Il non fare è peggio di fallire


Prendo spunto da una frase di Max, piaciuta anche a Zewale e Wanda (leggete commenti a post precedente) per un piccolo racconto. Durante un corso di formazione avevo invitato in aula Guglielmo Roggiani, un allenatore di Basket. Durante il suo racconto Guglielmo, dopo aver elencato i suoi successi, aveva raccontato di una finale scudetto persa all'ultimo minuto. Naturalmente non era molto felice mentre descriveva questo sfortunato momento della sua carriera, sul quale a lungo aveva in seguito riflettuto.

Ad un certo punto si alza una mano dal pubblico ed una persona chiede: "ma non è meglio perdere prima, non è meglio uscire dal gioco quando è meno importante? Piuttosto di perdere una finale ed avere questo rimpianto, io preferirei non avere neanche l'opportunità di arrivarci, tanto il risultato è lo stesso ed il vantaggio è l'evitare una frustrazione".

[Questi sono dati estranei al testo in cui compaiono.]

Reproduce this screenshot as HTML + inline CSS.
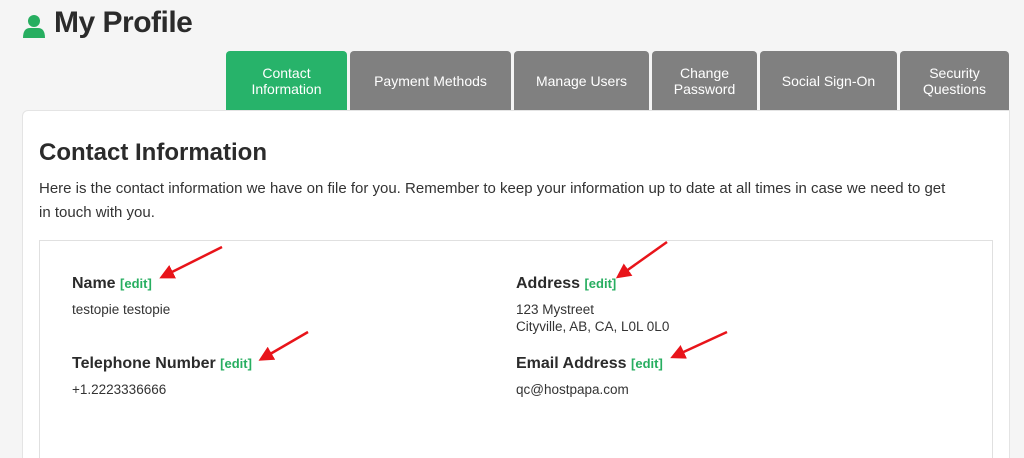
<!DOCTYPE html>
<html style="width:1024px;height:458px;overflow:hidden"><head><style>
body{margin:0;width:1024px;height:458px;background:#f5f5f5;font-family:"Liberation Sans",sans-serif;position:relative;overflow:hidden;color:#333}
h1{position:absolute;left:54px;top:6px;margin:0;font-size:30px;font-weight:bold;color:#2b2b2b;letter-spacing:-0.5px}
.tab{position:absolute;top:51px;height:59px;background:#808080;color:#fff;border-radius:4px 4px 0 0;display:flex;align-items:center;justify-content:center;text-align:center;font-size:14px;line-height:16px}
.panel{position:absolute;left:22px;top:110px;width:986px;height:348px;background:#fff;border-radius:6px 0 0 0;border:1px solid #e4e4e4;border-bottom:none}
h2{position:absolute;left:39px;top:139px;margin:0;font-size:24px;font-weight:bold;color:#2b2b2b}
.desc{position:absolute;left:39px;top:177px;width:980px;font-size:15px;line-height:24px;color:#333}
.box{position:absolute;left:39px;top:240px;width:952px;height:218px;border:1px solid #e0e0e0;border-bottom:none;background:#fff}
.lbl{position:absolute;font-size:16px;font-weight:bold;color:#2b2b2b}
.lbl span{font-size:13px;color:#27ae60;font-weight:bold}
.val{position:absolute;font-size:13.5px;line-height:17px;color:#333}
</style></head><body>
<svg style="position:absolute;left:22px;top:14px" width="24" height="26" viewBox="0 0 24 26"><circle cx="12" cy="7" r="6" fill="#27ae60"/><path d="M1 24 Q1 14 8 14 L16 14 Q23 14 23 24 Z" fill="#27ae60"/></svg>
<h1>My Profile</h1>
<div class="panel"></div>
<div class="tab" style="left:226px;width:121px;background:#27b36a">Contact<br>Information</div>
<div class="tab" style="left:350px;width:161px">Payment Methods</div>
<div class="tab" style="left:514px;width:135px">Manage Users</div>
<div class="tab" style="left:652px;width:105px">Change<br>Password</div>
<div class="tab" style="left:760px;width:137px">Social Sign-On</div>
<div class="tab" style="left:900px;width:109px">Security<br>Questions</div>
<h2>Contact Information</h2>
<div class="desc">Here is the contact information we have on file for you. Remember to keep your information up to date at all times in case we need to get<br>in touch with you.</div>
<div class="box"></div>
<div class="lbl" style="left:72px;top:275px">Name <span>[edit]</span></div>
<div class="val" style="left:72px;top:301px">testopie testopie</div>
<div class="lbl" style="left:72px;top:355px">Telephone Number <span>[edit]</span></div>
<div class="val" style="left:72px;top:381px">+1.2223336666</div>
<div class="lbl" style="left:516px;top:275px">Address <span>[edit]</span></div>
<div class="val" style="left:516px;top:301px">123 Mystreet<br>Cityville, AB, CA, L0L 0L0</div>
<div class="lbl" style="left:516px;top:355px">Email Address <span>[edit]</span></div>
<div class="val" style="left:516px;top:381px">qc@hostpapa.com</div>
<svg style="position:absolute;left:0;top:0" width="1024" height="458">
<defs><marker id="a" markerWidth="6" markerHeight="6" refX="3" refY="3" orient="auto"><path d="M0 0 L6 3 L0 6 Z" fill="#e8141a"/></marker></defs>
<g stroke="#e8141a" stroke-width="2.5" marker-end="url(#a)">
<line x1="222" y1="247" x2="166" y2="275"/>
<line x1="308" y1="332" x2="265" y2="357"/>
<line x1="667" y1="242" x2="622" y2="274"/>
<line x1="727" y1="332" x2="677" y2="355"/>
</g></svg>
</body></html>
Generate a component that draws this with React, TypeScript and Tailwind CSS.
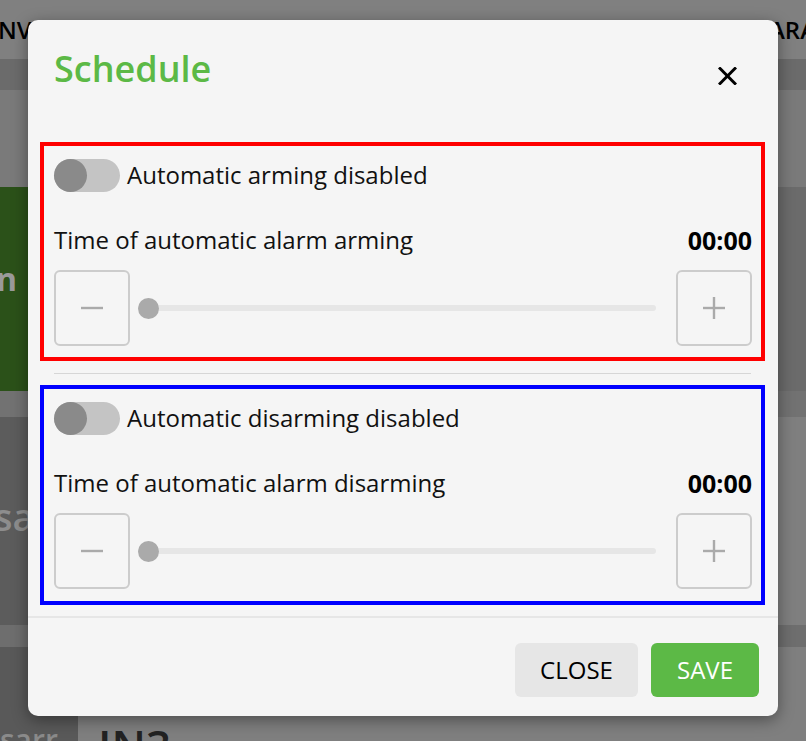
import React from "react";

const font = { fontFamily: '"Segoe UI", "Open Sans", "Noto Sans", sans-serif' };

function Toggle() {
  return (
    <div className="relative w-[66px] h-[33px] rounded-full bg-[#c4c4c4] shrink-0">
      <div className="absolute left-0 top-0 w-[33px] h-[33px] rounded-full bg-[#8a8a8a]" />
    </div>
  );
}

function StepButton({ plus }: { plus?: boolean }) {
  return (
    <div className="w-[76px] h-[76px] shrink-0 rounded-[6px] border-2 border-[#cccccc] flex items-center justify-center">
      <svg width="24" height="24" viewBox="0 0 24 24">
        <line x1="1" y1="12" x2="23" y2="12" stroke="#aaaaaa" strokeWidth="2.4" />
        {plus && <line x1="12" y1="1" x2="12" y2="23" stroke="#aaaaaa" strokeWidth="2.4" />}
      </svg>
    </div>
  );
}

function Section({ boxClass, title, label }: { boxClass: string; title: string; label: string }) {
  return (
    <div className={`border-4 ${boxClass} pl-[10px] pr-[9px] pt-[11px]`}>
      <div className="flex items-center gap-[7px] h-[36px]">
        <Toggle />
        <span className="text-[24px] text-[#111] leading-none">{title}</span>
      </div>
      <div className="flex items-center justify-between mt-[32px] h-[30px]">
        <span className="text-[24px] text-[#111] leading-none">{label}</span>
        <span className="text-[25px] font-bold text-black leading-none">00:00</span>
      </div>
      <div className="flex items-center mt-[15px]">
        <StepButton />
        <div className="relative flex-1 ml-[8px] mr-[20px] h-[21px] flex items-center">
          <div className="w-full h-[6px] rounded-full bg-[#e6e6e6]" />
          <div className="absolute left-0 top-0 w-[21px] h-[21px] rounded-full bg-[#aaaaaa]" />
        </div>
        <StepButton plus />
      </div>
    </div>
  );
}

export default function App() {
  return (
    <div className="relative w-[806px] h-[741px] overflow-hidden bg-[#7f7f7f]" style={font}>
      {/* backdrop content */}
      <div className="absolute inset-0 flex flex-col">
        <div className="h-[59px] bg-[#808080] flex items-center justify-between text-[24px] text-black font-semibold">
          <span className="-ml-[2px]">NV</span>
          <span className="-mr-[10px]">ARA</span>
        </div>
        <div className="h-[31px] bg-[#6b6b6b]" />
        <div className="h-[97px] bg-[#7a7a7a]" />
        <div className="h-[204px] flex">
          <div className="w-[60px] bg-[#2b5119] flex items-center text-[32px] font-bold text-[#9a9a9a] pl-0">
            <span className="-ml-[4px] mt-[-20px]">n</span>
          </div>
          <div className="flex-1 bg-[#7a7a7a]" />
          <div className="w-[60px] bg-[#6b6b6b]" />
        </div>
        <div className="h-[26px] bg-[#727272]" />
        <div className="h-[208px] flex">
          <div className="w-[60px] bg-[#5c5c5c] flex items-center text-[38px] font-semibold text-[#8d8d8d]">
            <span className="-ml-[6px] -mt-[10px]">sa</span>
          </div>
          <div className="flex-1 bg-[#7a7a7a]" />
          <div className="w-[60px] bg-[#7f7f7f]" />
        </div>
        <div className="h-[22px] bg-[#6e6e6e]" />
        <div className="flex-1 flex">
          <div className="w-[78px] bg-[#595959] relative">
            <span className="absolute left-0 top-[78px] text-[30px] font-semibold text-[#8a8a8a] leading-none">sarr</span>
          </div>
          <div className="flex-1 bg-[#7f7f7f] relative">
            <span className="absolute left-[20px] top-[76px] text-[44px] font-semibold text-[#222] leading-none">IN3</span>
          </div>
        </div>
      </div>

      {/* modal */}
      <div className="absolute left-[28px] top-[20px] w-[750px] h-[696px] rounded-[10px] bg-[#f5f5f5] shadow-[0_4px_16px_rgba(0,0,0,0.4)] flex flex-col">
        <div className="flex items-start justify-between pl-[26px] pr-[41px] h-[122px]">
          <span className="mt-[31px] text-[36px] font-semibold text-[#5cb946] leading-none">Schedule</span>
          <svg className="mt-[47px]" width="19" height="18" viewBox="0 0 19 18" aria-label="close">
            <line x1="1" y1="0.5" x2="18" y2="17.5" stroke="#000" strokeWidth="3" />
            <line x1="18" y1="0.5" x2="1" y2="17.5" stroke="#000" strokeWidth="3" />
          </svg>
        </div>
        <div className="pr-[13px] pl-[12px]">
          <Section boxClass="border-[#ff0000] pb-[11px]" title="Automatic arming disabled" label="Time of automatic alarm arming" />
          <div className="mx-[14px] mt-[12px] mb-[11px] h-px bg-[#d6d6d6]" />
          <Section boxClass="border-[#0000ff] pb-[12px]" title="Automatic disarming disabled" label="Time of automatic alarm disarming" />
        </div>
        <div className="mt-[11px] h-[2px] bg-[#e6e6e6]" />
        <div className="flex justify-end gap-[13px] pr-[19px] pt-[25px]">
          <button className="w-[123px] h-[54px] rounded-[6px] bg-[#e6e6e6] text-[24px] text-black">CLOSE</button>
          <button className="w-[108px] h-[54px] rounded-[6px] bg-[#5cb946] text-[24px] text-white">SAVE</button>
        </div>
      </div>
    </div>
  );
}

Ci fu un attimo di silenzio. Poi cominciarono i bisbigli. La maggior parte delle persone presenti era d'accordo con lui. Ad un certo punto tutti guardarono l'allenatore per capire cosa ne pensasse. E Guglielmo rispose: "No, assolutamente no! Giocherei ancora cento volte quella finale! La possibilità di giocare una finale dà una soddisfazione enormemente più grande della delusione dell'averla persa!" E dicendo questo dal suo viso era sparito il velo di tristezza, e gli occhi avevano ricominciato a brillare.

Ricordiamocelo, quando evitiamo di giocare le nostre "finali" solo per la paura di perderle. Il non fare è peggio di fallire.